___ Data provided

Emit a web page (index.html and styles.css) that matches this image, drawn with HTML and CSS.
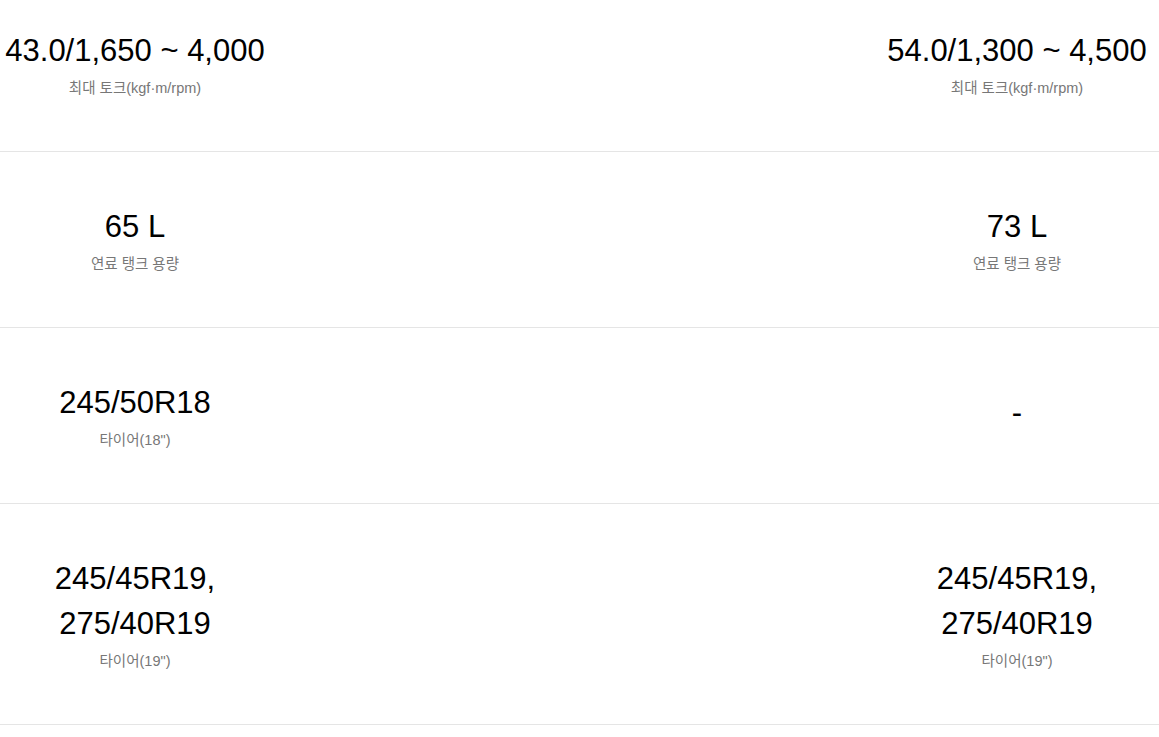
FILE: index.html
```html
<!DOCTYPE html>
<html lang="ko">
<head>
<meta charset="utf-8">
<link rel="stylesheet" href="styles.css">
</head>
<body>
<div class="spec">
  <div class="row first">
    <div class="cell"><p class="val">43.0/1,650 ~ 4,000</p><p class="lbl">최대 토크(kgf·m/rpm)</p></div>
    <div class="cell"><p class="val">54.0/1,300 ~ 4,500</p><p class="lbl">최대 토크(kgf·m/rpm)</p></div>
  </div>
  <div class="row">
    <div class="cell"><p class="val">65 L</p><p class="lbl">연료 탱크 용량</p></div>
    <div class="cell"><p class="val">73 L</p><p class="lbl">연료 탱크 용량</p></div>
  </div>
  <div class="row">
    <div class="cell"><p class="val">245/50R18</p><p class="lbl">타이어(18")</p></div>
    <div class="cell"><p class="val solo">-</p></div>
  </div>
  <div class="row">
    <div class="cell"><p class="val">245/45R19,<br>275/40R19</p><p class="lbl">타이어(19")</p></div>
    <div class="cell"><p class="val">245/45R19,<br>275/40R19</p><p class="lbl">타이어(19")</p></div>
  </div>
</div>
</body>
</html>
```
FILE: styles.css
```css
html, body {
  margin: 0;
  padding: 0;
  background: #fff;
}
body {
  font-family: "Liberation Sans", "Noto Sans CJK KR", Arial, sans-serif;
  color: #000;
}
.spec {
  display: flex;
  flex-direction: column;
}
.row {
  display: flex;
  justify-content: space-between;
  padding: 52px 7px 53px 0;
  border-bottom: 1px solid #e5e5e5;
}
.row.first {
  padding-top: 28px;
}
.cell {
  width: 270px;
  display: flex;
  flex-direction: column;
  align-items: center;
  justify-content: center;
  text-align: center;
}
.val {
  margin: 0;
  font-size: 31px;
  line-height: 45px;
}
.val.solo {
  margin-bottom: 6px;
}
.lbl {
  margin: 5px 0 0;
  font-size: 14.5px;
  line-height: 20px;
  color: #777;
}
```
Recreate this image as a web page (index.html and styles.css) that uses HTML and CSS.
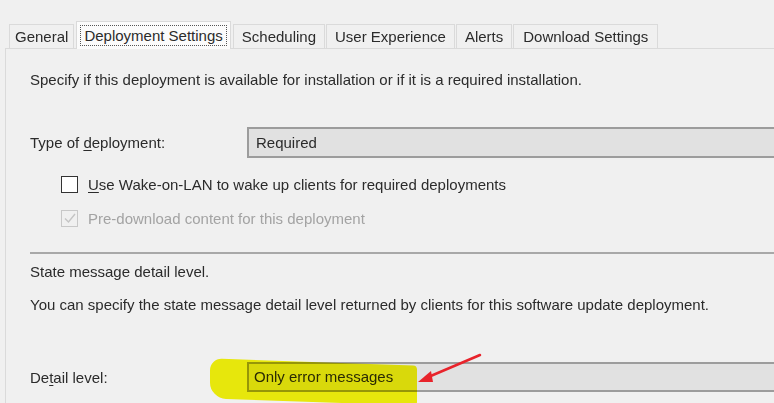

______

> Task
Go through the records and gather the lines that hold "styles".

> Result
Emit a web page (index.html and styles.css) that matches this image, drawn with HTML and CSS.
<link rel="stylesheet" href="styles.css">
FILE: styles.css
Recreate this image as a web page (index.html and styles.css) that uses HTML and CSS.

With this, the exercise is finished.